Il vino della casa non potrebbe essere usato per la Messa; quello in bottiglia è assai vile; il liquore finale procura bruciori gastrici. Il conto, alla bersagliera, è decisamente troppo alto.

Ciò che viene offerto, in un ambiente tranquillo, al ristorante L’Ammiraglio, in Via Lucrezio Caro 21, è indubbiamente gradevole. Il cuoco è bravo e crediamo che se stesse più attento alla scelta delle materie prime potrebbe proporre una cucina addirittura ottima. Il sauté di cozze è gradevole, gli spaghetti sono fragranti e di buona cottura, il pollo alla Kiev è ottimo, scarso invece lo spiedino all’Ammiraglio. Eccezionale la crème brulée, dal caramello croccante e friabile, solo dignitosa la zuppa inglese. Accettabili i vini.

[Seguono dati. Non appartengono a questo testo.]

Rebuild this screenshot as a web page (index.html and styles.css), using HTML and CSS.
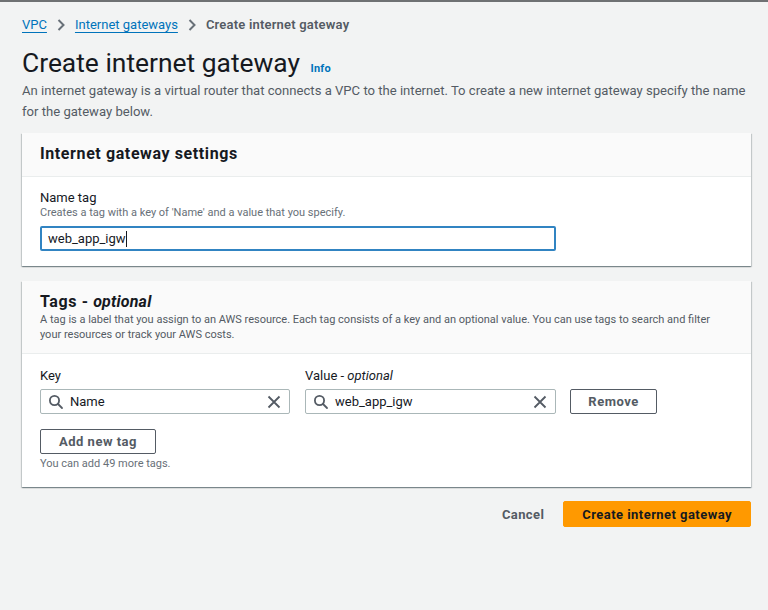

La sorpresa vera e propria l’abbiamo però avuta dopo cena: attratti dalla musica di un pianoforte, dopo aver sceso una scaletta, ci siamo trovati in un accogliente piano-bar dove, al suono di gradevoli canzoni, abbiamo ordinato un paio di cocktail: un whisky sour ed un rusty nail, più per abitudine che per convinzione.
Benché fossimo un po’ assonnati e in leggero stato di ebbrezza, rimanemmo percossi di delizia non appena le nostre labbra si accostarono ai bicchieri; solo allora ci accorgemmo che dietro il bancone c’era il grande Valentino Cipriani, glorioso barman del boom che, dopo complicate vicende, faste e nefaste, è qui approdato a miscelare bevande sublimi e racconti di gloria.